The study suggests that most of those crimes will be committed by a tiny minority of young people. A typical example of this lawless group is Nathaniel Moffett, a 16-year-old from Bristol who was jailed for five years last February after committing a string of armed robberies.

In a single court case Moffett admitted five robberies, three attempted robberies and three charges of possessing a bladed article. He led an older accomplice in a series of attacks on women and children last year, including threatening a 14-year-old with a rusty blade to get his mobile phone and 21p in change.

He was caught after punching a pregnant woman in the stomach to steal her wallet while her five-year-old daughter looked on. He wrote on his Facebook page: "I'm nothing but a bully that can't hit a man cus I no I will get banged [beaten] so I have to hit girls."

The research also offers some insights into last year's riots, notably on the question why some young people went on a lawless rampage while others did not. Teenagers who avoided crime did so not because they feared the consequences or lacked the chance, but because they saw it as wrong. The research, which is the most comprehensive study of youth crime and its causes conducted in Europe, found that a third of teenagers did nothing wrong at all over five years.

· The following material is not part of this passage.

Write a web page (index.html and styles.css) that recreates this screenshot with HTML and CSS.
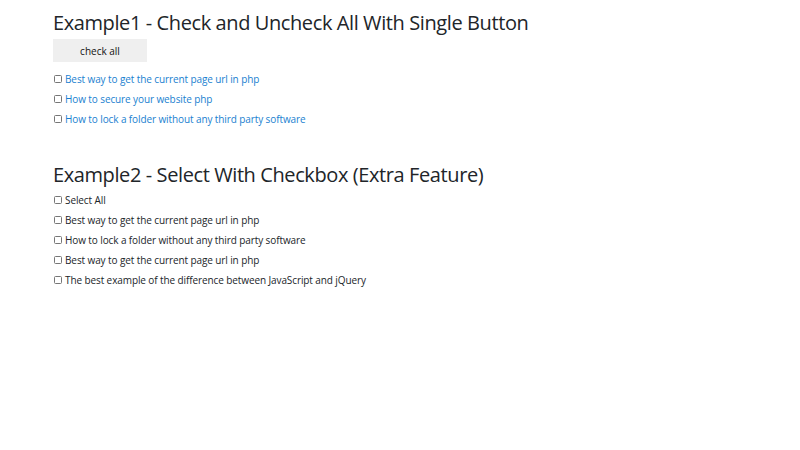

Professor Per-Olof Wikstrom, who led the Cambridge study, said: "Many young people are 'crime averse' and simply don't perceive crime as a possible course of action ... The idea that opportunity makes the thief – that young people will inevitably commit crime in certain environments – runs counter to our findings."

He added that policy-makers should put an emphasis on teaching young people moral boundaries. "We need to focus on developing policies that affect children and young people's moral education and cognitive nurturing – which aids the development of greater self-control."

Camila Batmanghelidjh, the founder of Kids Company, cautioned against branding some young people as amoral. She said: "Society is lecturing children and young people about how well behaved they should be but it's not behaving in a way that warrants respect. It's a given that it's a good thing to teach right from wrong, but really where children observe it the most is in experience: it's 'have you looked after me?' and 'do you do what you preach?'"

One 14-year-old boy who attends a Kids Company youth club in London said: "I got caught stealing and was given a second chance. That's when I realised it was wrong. Nobody told me I shouldn't do it and my mum still doesn't know I did it."

Graham Beech, the director of the crime reduction charity Nacro, said: "In my view the key to preventing crime by the small number of young people who are most likely to get entrenched in crime is to get in early, instil positive attitudes and teach them how to solve their everyday problems in a better way."

But academics around the world have heralded the study as a breakthrough in understanding why teenagers break the law. Professor Michael Gottfredson at the University of California described it as "among the most significant works in criminology in decades", while Professor Robert Sampson at Harvard University said the research was a "breakthrough that deserves a wide readership".